Mieux informer les Américains... en s'attaquant aux sources alternatives d'information ?
La législatrice entend-elle par là s'intéresser aux actionnaires de CNN ou informer les Américains du fait que l'Australo-américain Rupert Murdoch contrôle via le géant News Corporation une partie conséquente de leurs sources d'informations ? Non ! Malgré une campagne continue de dénigrement dans les médias initiée depuis l'élection de Donald Trump, et alors qu'il est difficile désormais aux lecteurs américains d'ingnorer que RT serait, selon l'expression martelée, la «chaîne du Kremlin», Anna Eshoo semble craindre que le public ne soit pas au courant. «Un électorat informé est essentiel pour la démocratie et informer [que RT est un agent étranger] donnera la capacité aux citoyens de penser de façon critique», argumente-t-elle.

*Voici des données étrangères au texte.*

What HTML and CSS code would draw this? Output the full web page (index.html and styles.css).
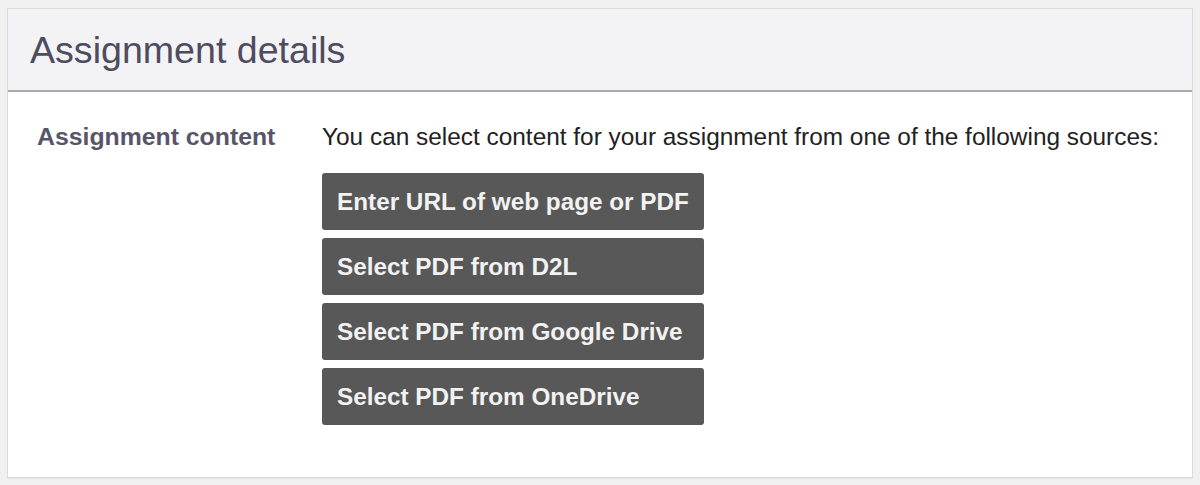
FILE: index.html
```html
<!DOCTYPE html>
<html lang="en">
<head>
<meta charset="utf-8">
<title>Assignment details</title>
<link rel="stylesheet" href="styles.css">
</head>
<body>
<section class="panel">
  <header class="panel-header">
    <h1 class="panel-title">Assignment details</h1>
  </header>
  <div class="panel-body">
    <div class="field-label">Assignment content</div>
    <div class="field-content">
      <p class="intro">You can select content for your assignment from one of the following sources:</p>
      <div class="source-list">
        <button class="source-btn" type="button">Enter URL of web page or PDF</button>
        <button class="source-btn" type="button">Select PDF from D2L</button>
        <button class="source-btn" type="button">Select PDF from Google Drive</button>
        <button class="source-btn" type="button">Select PDF from OneDrive</button>
      </div>
    </div>
  </div>
</section>
</body>
</html>
```

FILE: styles.css
```css
html, body {
  margin: 0;
  padding: 0;
}
body {
  background: #f0f0f0;
  font-family: "Liberation Sans", Arial, Helvetica, sans-serif;
  padding: 8px 7px 7px 7px;
}
.panel {
  background: #ffffff;
  border: 1px solid #dadada;
  height: 468px;
  box-shadow: 0 1px 1px rgba(0,0,0,0.04);
}
.panel-header {
  background: #f3f3f6;
  border-bottom: 2px solid #a9a7b6;
  height: 81px;
  display: flex;
  align-items: center;
  padding-left: 22px;
}
.panel-title {
  margin: 0;
  font-weight: normal;
  font-size: 37.6px;
  color: #4e4c5e;
  padding-top: 2px;
}
.panel-body {
  display: grid;
  grid-template-columns: 285px 1fr;
  padding: 31px 0 0 29px;
}
.field-label {
  font-size: 24.8px;
  font-weight: bold;
  color: #57556a;
  line-height: 28px;
}
.field-content {
  display: flex;
  flex-direction: column;
  align-items: flex-start;
}
.intro {
  margin: 0;
  font-size: 24.4px;
  line-height: 28px;
  color: #222222;
}
.source-list {
  display: inline-grid;
  grid-auto-rows: 57px;
  row-gap: 8px;
  margin-top: 22px;
}
.source-btn {
  font-family: inherit;
  font-size: 24.3px;
  font-weight: bold;
  color: #f2f2f2;
  background: #585858;
  border: none;
  border-radius: 3px;
  padding: 0 15px;
  text-align: left;
  cursor: pointer;
}
```
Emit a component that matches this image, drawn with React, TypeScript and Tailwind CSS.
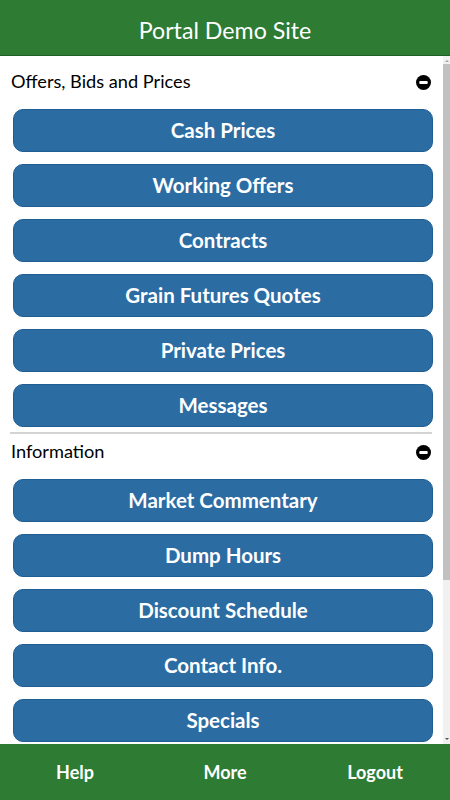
import React from 'react';

const offers = ['Cash Prices', 'Working Offers', 'Contracts', 'Grain Futures Quotes', 'Private Prices', 'Messages'];
const info = ['Market Commentary', 'Dump Hours', 'Discount Schedule', 'Contact Info.', 'Specials'];

function MinusCircle() {
  return (
    <svg width="15" height="15" viewBox="0 0 16 16" aria-hidden="true">
      <circle cx="8" cy="8" r="8" fill="#000" />
      <rect x="3.5" y="6.5" width="9" height="3" rx="1" fill="#fff" />
    </svg>
  );
}

function Section({ title, items }: { title: string; items: string[] }) {
  return (
    <div>
      <div className="h-[36px] pl-[11px] pr-[12px] flex items-center justify-between">
        <span className="text-[18.2px] text-black">{title}</span>
        <MinusCircle />
      </div>
      <div className="mt-[9px] pl-[13px] pr-[10px] flex flex-col gap-[12px]">
        {items.map((item) => (
          <button
            key={item}
            className="h-[43px] w-full rounded-[10px] bg-[#2b6ca3] border border-[#1f5d93] text-white font-bold text-[20.5px] flex items-center justify-center"
          >
            {item}
          </button>
        ))}
      </div>
    </div>
  );
}

// static stand-in for the native scrollbar
function ScrollBar() {
  return (
    <div className="w-[7px] shrink-0 bg-[#f1f1f1] flex flex-col items-center">
      <span className="mt-[4px] w-0 h-0 border-l-[2px] border-r-[2px] border-b-[2px] border-l-transparent border-r-transparent border-b-[#a3a3a3]" />
      <div className="mt-[2px] w-[7px] h-[516px] bg-[#c1c1c1]" />
      <div className="flex-1" />
      <span className="mb-[4px] w-0 h-0 border-l-[2px] border-r-[2px] border-t-[2px] border-l-transparent border-r-transparent border-t-[#505050]" />
    </div>
  );
}

export default function App() {
  return (
    <div className="h-[800px] w-[450px] flex flex-col bg-white" style={{ fontFamily: 'Lato, "Open Sans", sans-serif' }}>
      {/* Header */}
      <div className="h-[56px] shrink-0 bg-[#2e7b34] border-b border-[#1f5f24] flex items-center justify-center">
        <h1 className="text-white text-[23.2px] pt-[6px]">Portal Demo Site</h1>
      </div>

      {/* Menu */}
      <div className="flex-1 min-h-0 flex">
        <div className="flex-1 overflow-hidden pt-[8px]">
          <Section title="Offers, Bids and Prices" items={offers} />
          <div className="mt-[5px] ml-[10px] mr-[11px] h-[2px] bg-[#d4d4d4]" />
          <Section title="Information" items={info} />
        </div>
        <ScrollBar />
      </div>

      {/* Footer */}
      <div className="h-[56px] shrink-0 bg-[#2e7b34] grid grid-cols-3 items-center text-white font-bold text-[18px]">
        <span className="text-center">Help</span>
        <span className="text-center">More</span>
        <span className="text-center">Logout</span>
      </div>
    </div>
  );
}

Emulation peut-être, ce même 20 mars, une autre proposition de loi, baptisée Countering Foreign Propaganda Act («Contrer la propagande étrangère», CERA), portée à la fois par la républicaine, Elise Stefanik, et le démocrate Seth Moulton, liste les dispositifs envisageables. Parmi ceux-ci, les deux élus de la Chambre des représentants proposent d'obliger les médias visés par cette loi à diffuser un message d'information, «visible», à l'instar de ceux accompagnant les clips de campagne américains. Un peu sur l'exemple des paquets de cigarette, la Commission fédérale des communications (FCC) aurait pour mission de déterminer ce que le terme «visible» impliquerait, en terme de dispositif à l'écran.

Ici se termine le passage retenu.